PROVIDED DATA:
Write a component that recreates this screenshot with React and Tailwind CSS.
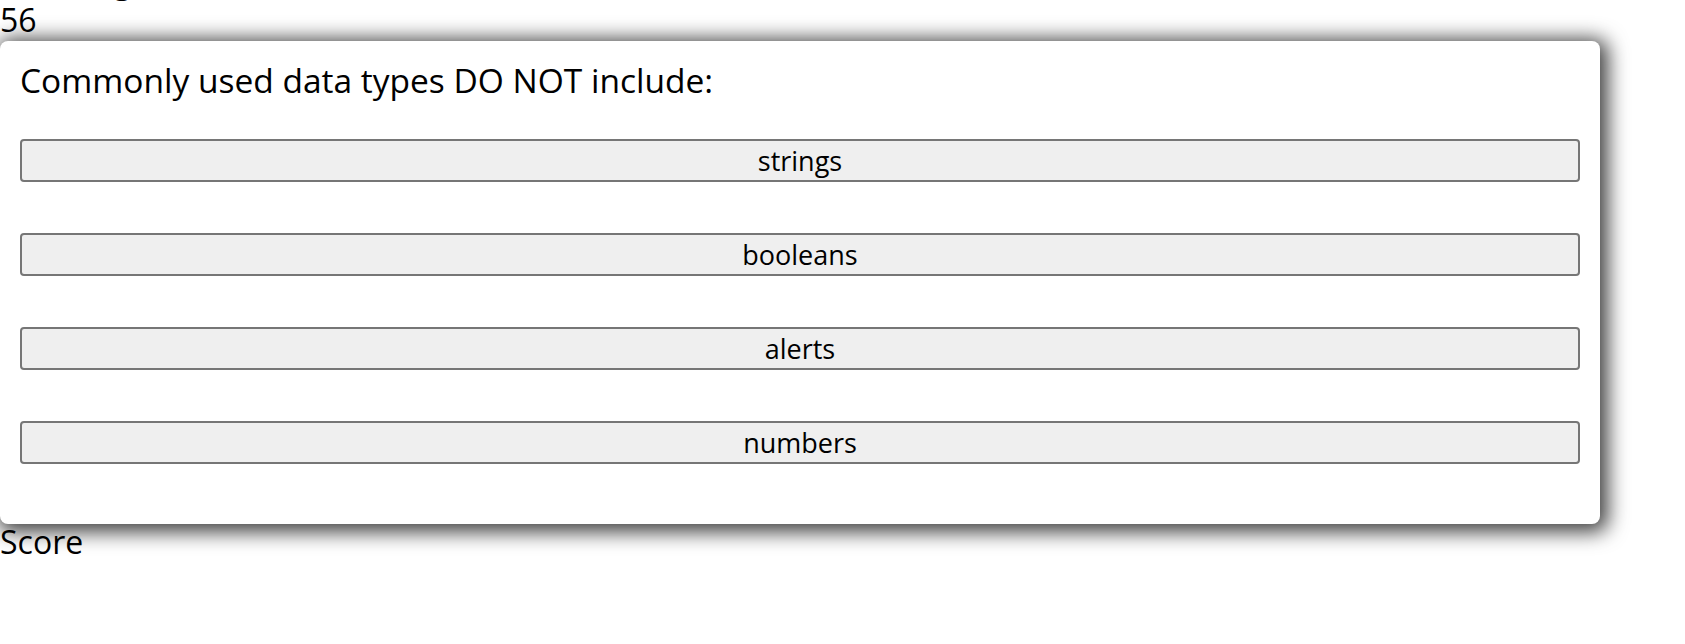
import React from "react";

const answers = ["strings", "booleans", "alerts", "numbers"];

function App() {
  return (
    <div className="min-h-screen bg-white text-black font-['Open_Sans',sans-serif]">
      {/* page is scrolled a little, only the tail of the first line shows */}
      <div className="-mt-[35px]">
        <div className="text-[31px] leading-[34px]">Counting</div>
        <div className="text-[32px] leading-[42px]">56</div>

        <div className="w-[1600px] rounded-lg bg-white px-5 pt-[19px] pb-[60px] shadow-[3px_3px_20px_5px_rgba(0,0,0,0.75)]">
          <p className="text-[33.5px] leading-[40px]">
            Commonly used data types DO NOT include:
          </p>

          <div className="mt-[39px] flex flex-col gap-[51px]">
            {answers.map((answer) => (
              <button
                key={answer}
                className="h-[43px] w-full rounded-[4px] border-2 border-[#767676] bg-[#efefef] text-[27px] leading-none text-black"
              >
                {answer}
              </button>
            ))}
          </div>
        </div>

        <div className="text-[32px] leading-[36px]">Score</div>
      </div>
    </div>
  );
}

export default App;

...

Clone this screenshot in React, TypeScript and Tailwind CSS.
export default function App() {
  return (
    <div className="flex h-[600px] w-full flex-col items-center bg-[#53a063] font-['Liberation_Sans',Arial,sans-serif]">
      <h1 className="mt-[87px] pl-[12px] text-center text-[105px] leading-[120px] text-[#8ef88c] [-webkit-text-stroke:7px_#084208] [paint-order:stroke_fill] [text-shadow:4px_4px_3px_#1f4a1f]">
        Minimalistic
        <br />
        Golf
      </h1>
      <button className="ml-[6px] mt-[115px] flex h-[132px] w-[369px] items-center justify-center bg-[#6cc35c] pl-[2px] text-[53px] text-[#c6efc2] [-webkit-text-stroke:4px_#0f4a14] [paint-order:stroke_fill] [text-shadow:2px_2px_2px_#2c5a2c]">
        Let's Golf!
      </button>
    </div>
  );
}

==

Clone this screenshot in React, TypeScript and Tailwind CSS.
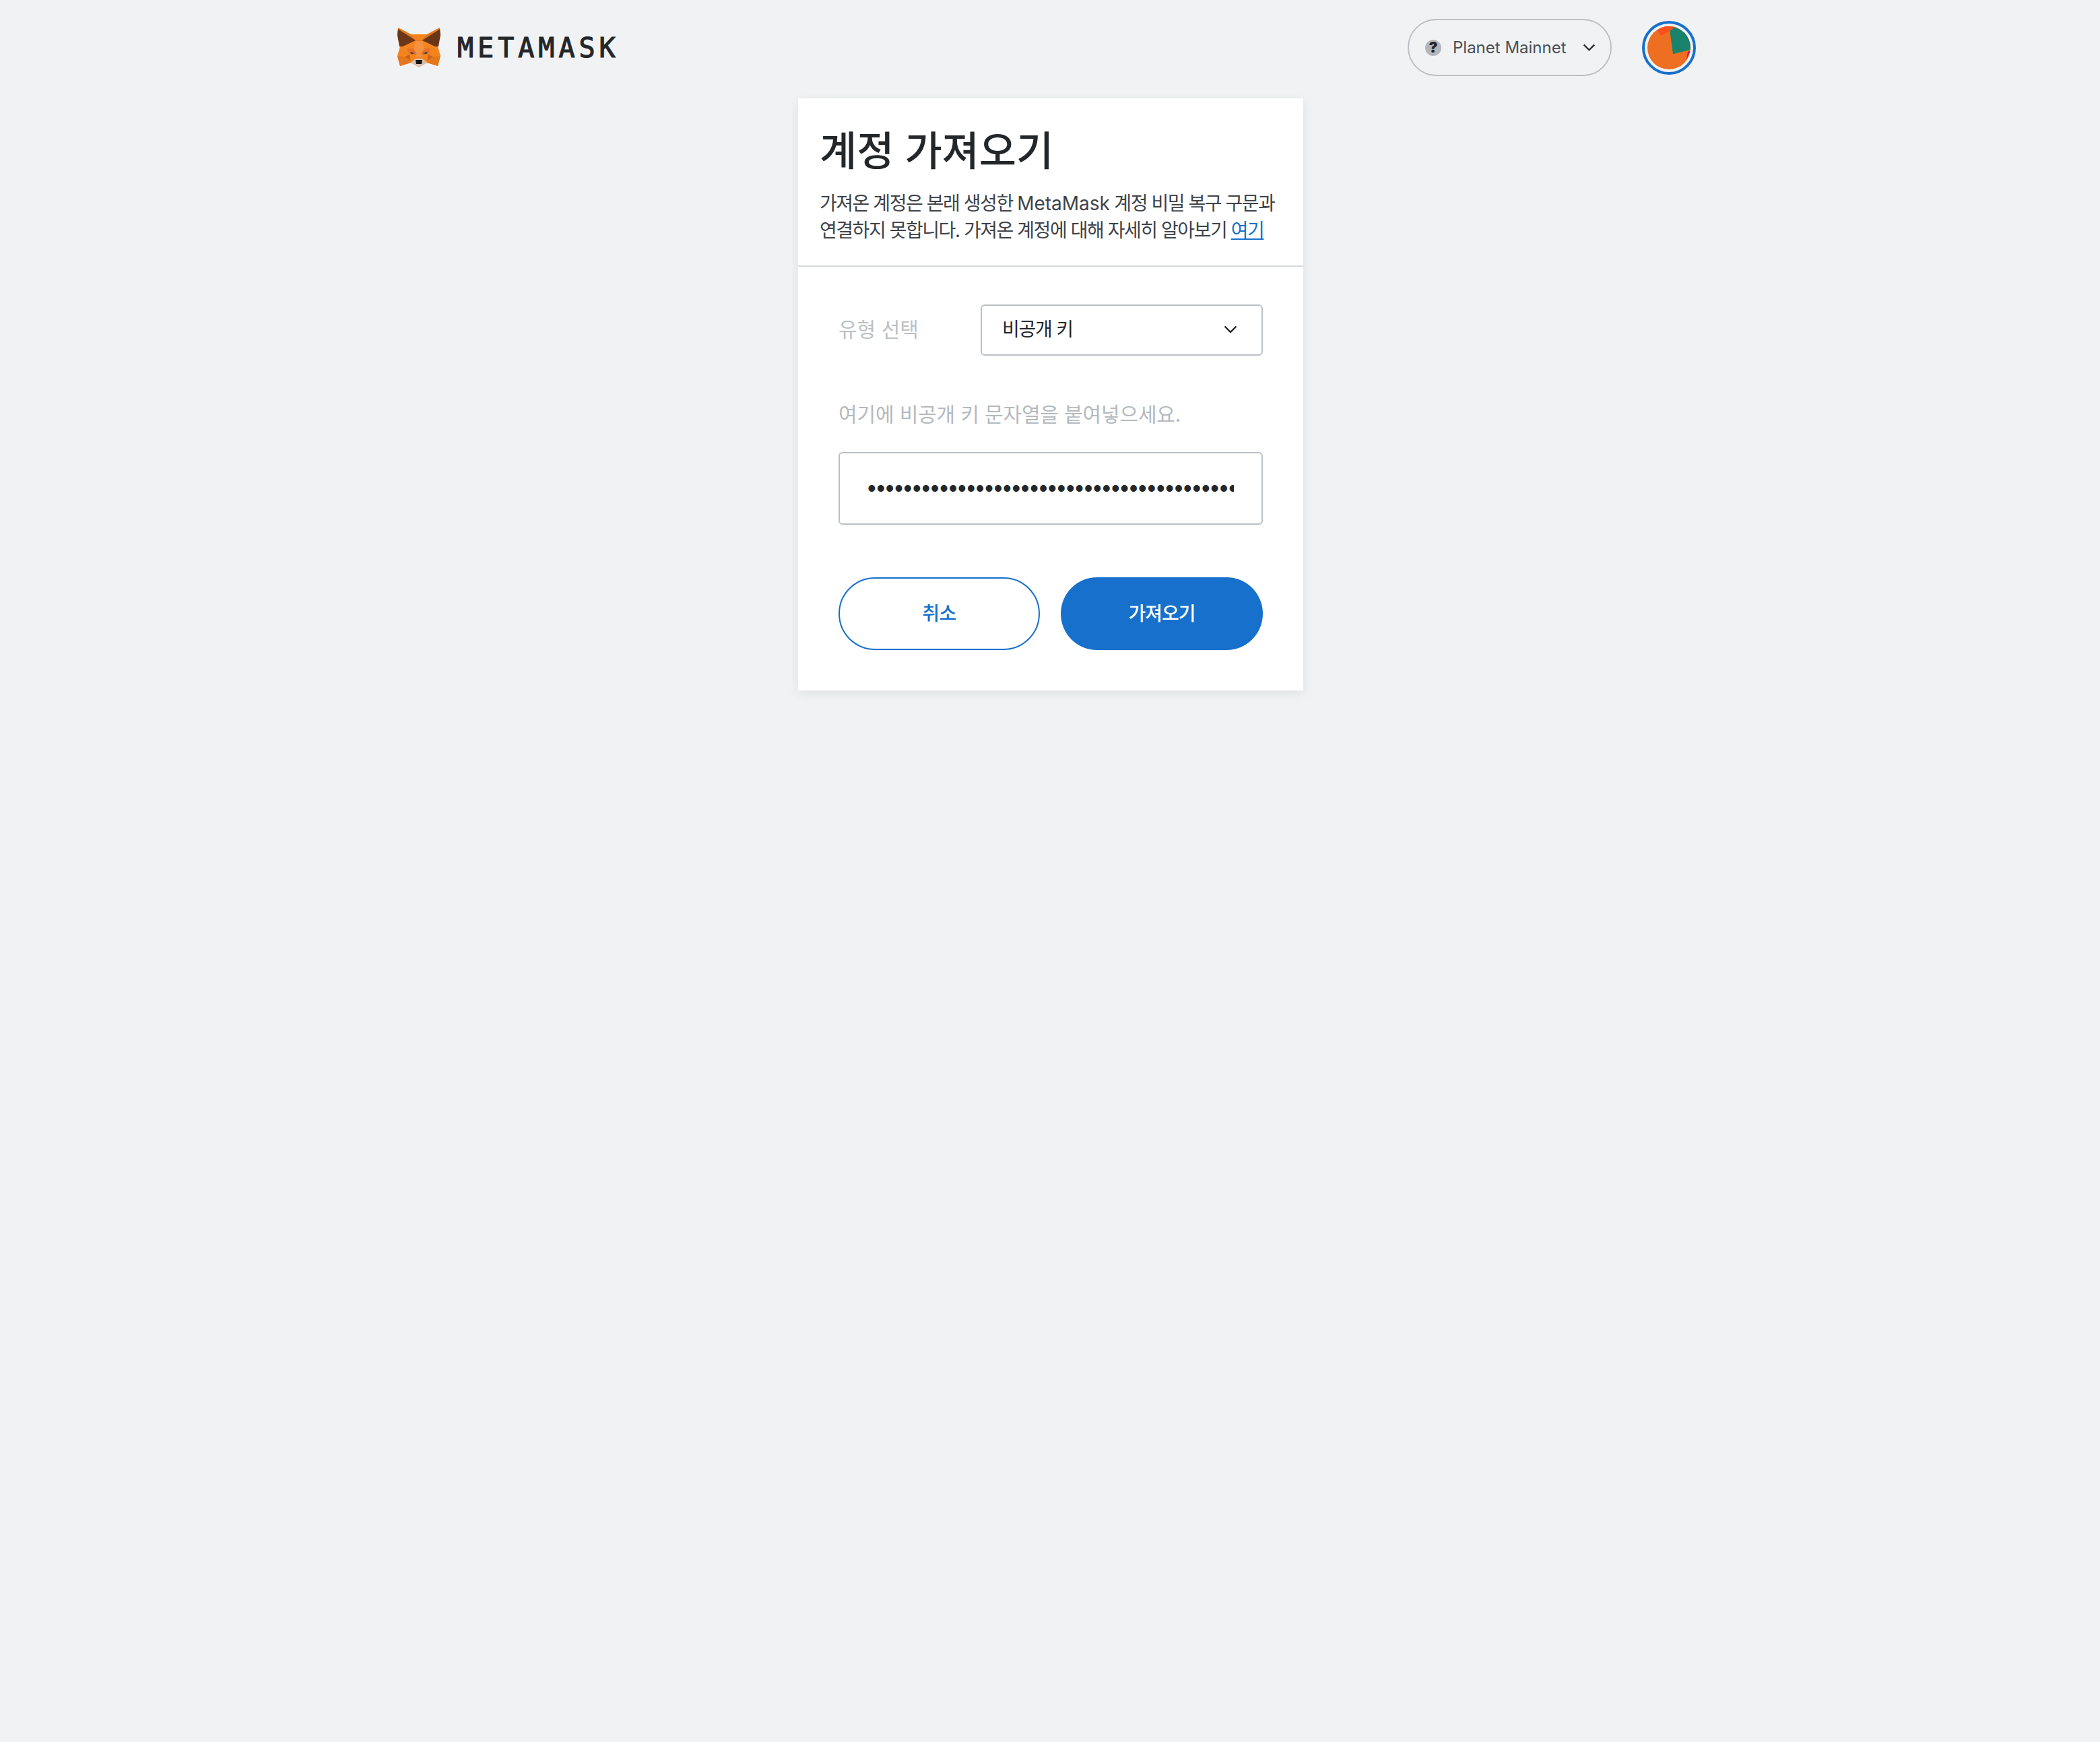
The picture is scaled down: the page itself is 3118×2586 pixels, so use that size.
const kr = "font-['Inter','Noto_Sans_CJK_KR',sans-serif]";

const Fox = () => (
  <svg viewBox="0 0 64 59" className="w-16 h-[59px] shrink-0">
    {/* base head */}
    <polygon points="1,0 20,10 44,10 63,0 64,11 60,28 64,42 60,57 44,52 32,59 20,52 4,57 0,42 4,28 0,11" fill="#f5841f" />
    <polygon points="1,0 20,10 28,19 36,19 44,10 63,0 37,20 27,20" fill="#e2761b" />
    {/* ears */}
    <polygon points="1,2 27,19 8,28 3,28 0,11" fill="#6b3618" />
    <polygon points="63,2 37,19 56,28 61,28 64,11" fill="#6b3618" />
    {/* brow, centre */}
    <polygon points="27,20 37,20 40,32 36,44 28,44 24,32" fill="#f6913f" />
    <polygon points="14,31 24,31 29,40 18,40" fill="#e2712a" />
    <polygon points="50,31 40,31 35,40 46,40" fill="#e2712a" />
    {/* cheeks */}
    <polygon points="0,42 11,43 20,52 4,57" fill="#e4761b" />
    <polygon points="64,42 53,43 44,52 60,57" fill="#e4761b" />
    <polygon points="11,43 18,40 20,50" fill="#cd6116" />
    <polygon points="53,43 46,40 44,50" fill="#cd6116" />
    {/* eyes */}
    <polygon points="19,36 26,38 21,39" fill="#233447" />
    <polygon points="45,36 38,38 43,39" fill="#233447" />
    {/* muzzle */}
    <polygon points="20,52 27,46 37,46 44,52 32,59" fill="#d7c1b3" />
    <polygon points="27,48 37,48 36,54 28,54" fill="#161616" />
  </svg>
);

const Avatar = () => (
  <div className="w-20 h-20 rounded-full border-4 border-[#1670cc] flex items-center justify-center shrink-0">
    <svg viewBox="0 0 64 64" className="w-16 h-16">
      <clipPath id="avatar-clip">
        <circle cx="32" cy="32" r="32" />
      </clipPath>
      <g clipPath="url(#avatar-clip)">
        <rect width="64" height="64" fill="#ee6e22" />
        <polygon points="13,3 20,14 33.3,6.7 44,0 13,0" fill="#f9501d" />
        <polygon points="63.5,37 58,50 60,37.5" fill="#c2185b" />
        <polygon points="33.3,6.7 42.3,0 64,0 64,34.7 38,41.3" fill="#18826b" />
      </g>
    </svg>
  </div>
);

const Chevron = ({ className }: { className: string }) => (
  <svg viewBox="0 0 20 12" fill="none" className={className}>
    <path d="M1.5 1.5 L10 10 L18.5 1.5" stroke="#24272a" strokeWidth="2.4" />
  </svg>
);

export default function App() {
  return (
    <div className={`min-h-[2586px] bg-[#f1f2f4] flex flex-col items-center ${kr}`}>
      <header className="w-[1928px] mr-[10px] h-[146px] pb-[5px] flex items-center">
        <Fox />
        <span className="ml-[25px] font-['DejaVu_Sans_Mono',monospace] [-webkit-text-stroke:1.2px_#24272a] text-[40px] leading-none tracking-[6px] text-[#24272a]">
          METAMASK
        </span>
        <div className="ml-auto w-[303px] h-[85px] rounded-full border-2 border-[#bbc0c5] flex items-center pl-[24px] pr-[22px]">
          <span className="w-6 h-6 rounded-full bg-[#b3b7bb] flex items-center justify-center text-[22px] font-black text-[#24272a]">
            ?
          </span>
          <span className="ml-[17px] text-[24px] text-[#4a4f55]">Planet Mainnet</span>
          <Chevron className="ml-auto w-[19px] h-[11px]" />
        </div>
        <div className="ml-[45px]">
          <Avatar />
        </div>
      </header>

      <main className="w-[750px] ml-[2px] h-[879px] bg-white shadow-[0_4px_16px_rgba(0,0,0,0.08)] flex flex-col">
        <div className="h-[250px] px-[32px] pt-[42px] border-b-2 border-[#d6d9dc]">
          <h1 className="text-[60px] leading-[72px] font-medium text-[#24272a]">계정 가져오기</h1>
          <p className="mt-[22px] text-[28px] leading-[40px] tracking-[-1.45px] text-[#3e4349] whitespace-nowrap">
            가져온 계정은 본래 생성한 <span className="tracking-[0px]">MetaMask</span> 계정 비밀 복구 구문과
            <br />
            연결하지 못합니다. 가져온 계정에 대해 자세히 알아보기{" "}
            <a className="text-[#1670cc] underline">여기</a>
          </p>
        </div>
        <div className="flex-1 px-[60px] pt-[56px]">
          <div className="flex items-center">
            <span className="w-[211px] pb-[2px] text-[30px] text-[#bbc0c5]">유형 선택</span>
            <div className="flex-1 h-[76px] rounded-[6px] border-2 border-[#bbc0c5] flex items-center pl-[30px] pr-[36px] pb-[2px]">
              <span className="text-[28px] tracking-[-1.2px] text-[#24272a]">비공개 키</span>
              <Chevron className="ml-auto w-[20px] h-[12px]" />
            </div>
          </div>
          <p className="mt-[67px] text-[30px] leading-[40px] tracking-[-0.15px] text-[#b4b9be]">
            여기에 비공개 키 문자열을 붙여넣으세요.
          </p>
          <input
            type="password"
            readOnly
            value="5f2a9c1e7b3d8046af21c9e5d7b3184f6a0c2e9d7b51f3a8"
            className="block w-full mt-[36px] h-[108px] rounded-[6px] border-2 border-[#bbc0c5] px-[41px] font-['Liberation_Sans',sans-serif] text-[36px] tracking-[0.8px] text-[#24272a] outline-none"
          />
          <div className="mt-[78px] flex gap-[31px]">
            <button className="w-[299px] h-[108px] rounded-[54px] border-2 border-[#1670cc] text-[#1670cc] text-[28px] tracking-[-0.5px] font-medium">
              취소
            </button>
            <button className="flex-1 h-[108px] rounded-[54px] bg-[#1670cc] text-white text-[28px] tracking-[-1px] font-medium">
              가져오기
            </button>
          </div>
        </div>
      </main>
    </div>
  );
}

OBJECTIVE:
Write out exactly the lines from the one that has "Write a component" down to the one that has "export default App;", including both. Pictures stay out of the copy.

ANSWER FOR THE TASK:
Write a component that recreates this screenshot with React and Tailwind CSS.
import React from "react";

const answers = ["strings", "booleans", "alerts", "numbers"];

function App() {
  return (
    <div className="min-h-screen bg-white text-black font-['Open_Sans',sans-serif]">
      {/* page is scrolled a little, only the tail of the first line shows */}
      <div className="-mt-[35px]">
        <div className="text-[31px] leading-[34px]">Counting</div>
        <div className="text-[32px] leading-[42px]">56</div>

        <div className="w-[1600px] rounded-lg bg-white px-5 pt-[19px] pb-[60px] shadow-[3px_3px_20px_5px_rgba(0,0,0,0.75)]">
          <p className="text-[33.5px] leading-[40px]">
            Commonly used data types DO NOT include:
          </p>

          <div className="mt-[39px] flex flex-col gap-[51px]">
            {answers.map((answer) => (
              <button
                key={answer}
                className="h-[43px] w-full rounded-[4px] border-2 border-[#767676] bg-[#efefef] text-[27px] leading-none text-black"
              >
                {answer}
              </button>
            ))}
          </div>
        </div>

        <div className="text-[32px] leading-[36px]">Score</div>
      </div>
    </div>
  );
}

export default App;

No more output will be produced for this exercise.